If the difference between the roots of the equation $$2 x^{2}+3 a x+2 b=0$$ is equal to the difference between the roots of the equation $$2 x^{2}+3 b x+2 a=0$$, where $$a \neq b$$, then $$a+b=$$(a) $$\frac{-4}{9}$$(b) $$\frac{16}{3}$$(c) $$\frac{-16}{9}$$(d) $$\frac{-8}{9}$$

Answer

**step1 Recall Vieta's formulas and the relationship for the difference of roots**

For a general quadratic equation in the form $$Ax^2 + Bx + C = 0$$, if $$\alpha$$ and $$\beta$$ are its roots, then according to Vieta's formulas:

$$\alpha + \beta = -\frac{B}{A}$$

$$\alpha \beta = \frac{C}{A}$$

The square of the difference between the roots can be expressed using these formulas:

$$(\alpha - \beta)^2 = (\alpha + \beta)^2 - 4\alpha \beta$$

Substituting Vieta's formulas into this expression, we get:

$$(\alpha - \beta)^2 = \left(-\frac{B}{A}\right)^2 - 4\left(\frac{C}{A}\right) = \frac{B^2}{A^2} - \frac{4AC}{A^2} = \frac{B^2 - 4AC}{A^2}$$

Therefore, the absolute difference between the roots is:

$$|\alpha - \beta| = \sqrt{\frac{B^2 - 4AC}{A^2}} = \frac{\sqrt{B^2 - 4AC}}{|A|}$$

Here, $$B^2 - 4AC$$ is the discriminant of the quadratic equation.

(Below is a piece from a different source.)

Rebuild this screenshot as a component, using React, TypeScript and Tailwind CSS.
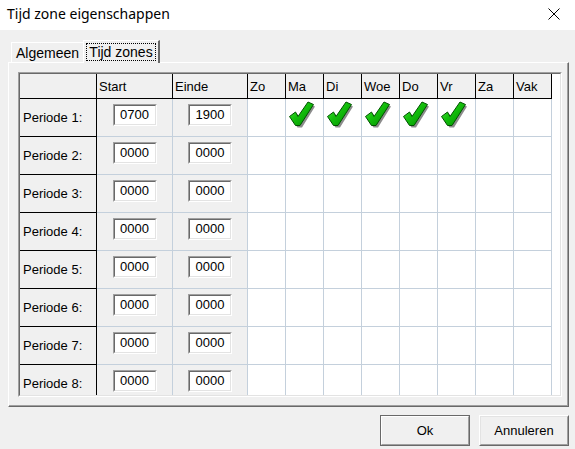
import { Fragment } from "react";

type Period = { start: string; end: string; days: boolean[] };

const dayNames = ["Zo", "Ma", "Di", "Woe", "Do", "Vr", "Za", "Vak"];

const periods: Period[] = [
  { start: "0700", end: "1900", days: [false, true, true, true, true, true, false, false] },
  ...Array.from({ length: 7 }, () => ({ start: "0000", end: "0000", days: Array(8).fill(false) })),
];

function CheckMark() {
  return (
    <svg width="26" height="27" viewBox="0 0 26 27">
      <defs>
        <linearGradient id="chk" x1="0" y1="0" x2="1" y2="1">
          <stop offset="0" stopColor="#5cf04c" />
          <stop offset="0.45" stopColor="#14c00c" />
          <stop offset="1" stopColor="#008a00" />
        </linearGradient>
      </defs>
      <polygon points="2.5,17.5 8.5,13 11,17.5 21,3 26,5.5 13,26.5 8.5,26.5" fill="#8c8c8c" />
      <polygon
        points="0.5,15.5 6.5,11 9,15.5 19,1 24.5,3.5 11,24.5 6.5,24.5"
        fill="url(#chk)"
        stroke="#005200"
        strokeWidth="1"
        strokeLinejoin="round"
      />
    </svg>
  );
}

function TimeBox({ value }: { value: string }) {
  return (
    <div className="w-[44px] h-[22px] border-t border-l border-t-[#a0a0a0] border-l-[#a0a0a0] border-r border-b border-r-white border-b-white">
      <div className="h-full flex items-center justify-center bg-white border-t border-l border-t-[#696969] border-l-[#696969] border-r border-b border-r-[#e3e3e3] border-b-[#e3e3e3] text-[13px] text-black">
        {value}
      </div>
    </div>
  );
}

export default function App() {
  const grid = "grid grid-cols-[77px_76px_75px_repeat(8,38px)] grid-rows-[25px_repeat(8,38px)]";

  return (
    <div className="w-[575px] h-[449px] bg-[#f0f0f0] flex flex-col overflow-hidden font-['Liberation_Sans',Arial,sans-serif] text-black">
      {/* title bar */}
      <div className="h-[30px] bg-white flex items-center justify-between pl-[7px] pr-[15px]">
        <span className="text-[14px] font-['Noto_Sans',sans-serif] leading-none pb-[2px]">Tijd zone eigenschappen</span>
        <svg width="12" height="12" viewBox="0 0 12 12" className="mb-[2px]">
          <path d="M0.5 0.5 L11.5 11.5 M11.5 0.5 L0.5 11.5" stroke="#000" strokeWidth="1" />
        </svg>
      </div>

      {/* tabs */}
      <div className="h-[32px] flex items-end pl-[11px]">
        <div className="w-[72px] h-[20px] border-t border-l border-white flex items-center justify-center text-[14px] leading-none">
          Algemeen
        </div>
        <div className="relative z-10 -mb-px w-[77px] h-[23px] bg-[#f0f0f0] border-t border-l border-white border-r-2 border-r-[#696969] flex items-start justify-center pt-[2px]">
          <div className="w-[70px] h-[18px] border border-dotted border-black flex items-center justify-center text-[14px] leading-none">
            Tijd zones
          </div>
        </div>
      </div>

      {/* tab page */}
      <div className="ml-[8px] w-[561px] h-[345px] border-t border-l border-white border-r border-b border-r-[#696969] border-b-[#696969]">
        <div className="h-full border-r border-b border-r-[#a0a0a0] border-b-[#a0a0a0] pl-[9px] pt-[9px]">
          <div className="w-[544px] h-[325px] border-t border-l border-t-[#a0a0a0] border-l-[#a0a0a0] border-r border-b border-r-white border-b-white">
            <div className="h-full bg-white overflow-hidden border-t border-l border-t-[#696969] border-l-[#696969] border-r border-b border-r-[#e3e3e3] border-b-[#e3e3e3] text-[13px]">
              <div className={grid}>
                <div className="bg-[#f0f0f0] border-r border-b border-black" />
                {["Start", "Einde", ...dayNames].map((h) => (
                  <div key={h} className="bg-[#f0f0f0] border-r border-b border-black pl-[2px] flex items-center pt-[1px]">
                    {h}
                  </div>
                ))}

                {periods.map((p, i) => (
                  <Fragment key={i}>
                    <div className="bg-[#f0f0f0] border-r border-b border-black pl-[3px] flex items-center pt-[1px]">
                      Periode {i + 1}:
                    </div>
                    <div className="bg-[#f0f0f0] border-r border-b border-[#c4d0dc] flex justify-center pt-[5px]">
                      <TimeBox value={p.start} />
                    </div>
                    <div className="bg-[#f0f0f0] border-r border-b border-[#c4d0dc] flex justify-center pt-[5px]">
                      <TimeBox value={p.end} />
                    </div>
                    {p.days.map((on, d) => (
                      <div key={d} className="bg-white border-r border-b border-[#c4d0dc] pl-[3px] pt-[2px]">
                        {on && <CheckMark />}
                      </div>
                    ))}
                  </Fragment>
                ))}
              </div>
            </div>
          </div>
        </div>
      </div>

      {/* buttons */}
      <div className="flex justify-end gap-[9px] pr-[6px] pt-[8px]">
        <button className="w-[90px] h-[31px] border border-[#696969] text-[13px]">
          <div className="h-full flex items-center justify-center border-t border-l border-white border-r border-b border-r-[#a0a0a0] border-b-[#a0a0a0]">
            Ok
          </div>
        </button>
        <button className="w-[90px] h-[31px] border-t border-l border-white border-r border-b border-r-[#696969] border-b-[#696969] text-[13px]">
          <div className="h-full flex items-center justify-center border-t border-l border-[#e3e3e3] border-r border-b border-r-[#a0a0a0] border-b-[#a0a0a0]">
            Annuleren
          </div>
        </button>
      </div>
    </div>
  );
}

**step2 Calculate the difference between the roots of the first equation**

The first equation is $$2x^2 + 3ax + 2b = 0$$. Here, $$A_1 = 2$$, $$B_1 = 3a$$, and $$C_1 = 2b$$.
Using the formula derived in Step 1, the difference between its roots ($$|\alpha_1 - \beta_1|$$, let's call it $$D_1$$) is:

$$D_1 = \frac{\sqrt{(3a)^2 - 4(2)(2b)}}{|2|}$$

$$D_1 = \frac{\sqrt{9a^2 - 16b}}{2}$$

**step3 Calculate the difference between the roots of the second equation**

The second equation is $$2x^2 + 3bx + 2a = 0$$. Here, $$A_2 = 2$$, $$B_2 = 3b$$, and $$C_2 = 2a$$.
Using the same formula, the difference between its roots ($$|\alpha_2 - \beta_2|$$, let's call it $$D_2$$) is:

$$D_2 = \frac{\sqrt{(3b)^2 - 4(2)(2a)}}{|2|}$$

$$D_2 = \frac{\sqrt{9b^2 - 16a}}{2}$$

**step4 Equate the differences and solve for $$a+b$$**

The problem states that the difference between the roots of the two equations is equal. Therefore, we set $$D_1 = D_2$$:

$$\frac{\sqrt{9a^2 - 16b}}{2} = \frac{\sqrt{9b^2 - 16a}}{2}$$

Multiply both sides by 2:

$$\sqrt{9a^2 - 16b} = \sqrt{9b^2 - 16a}$$

Square both sides to eliminate the square roots:

$$9a^2 - 16b = 9b^2 - 16a$$

Rearrange the terms to group $$a^2$$ with $$b^2$$ and $$a$$ with $$b$$:

$$9a^2 - 9b^2 = 16b - 16a$$

Factor out 9 from the left side and -16 from the right side:

$$9(a^2 - b^2) = -16(a - b)$$

Apply the difference of squares formula ($$a^2 - b^2 = (a - b)(a + b)$$) to the left side:

$$9(a - b)(a + b) = -16(a - b)$$

Since it is given that $$a \neq b$$, we know that $$(a - b) \neq 0$$. Therefore, we can divide both sides of the equation by $$(a - b)$$:

$$9(a + b) = -16$$

Finally, solve for $$a+b$$:

$$a + b = -\frac{16}{9}$$

Alternative answer

Answer: -16/9 Explain
This is a question about <the properties of roots of quadratic equations>. The solving step is:

Hey there! This problem looks a little tricky with all those 'a's and 'b's, but it's super fun once you know the secret! It's all about how the roots (the solutions) of a quadratic equation relate to its coefficients (the numbers in front of the x's).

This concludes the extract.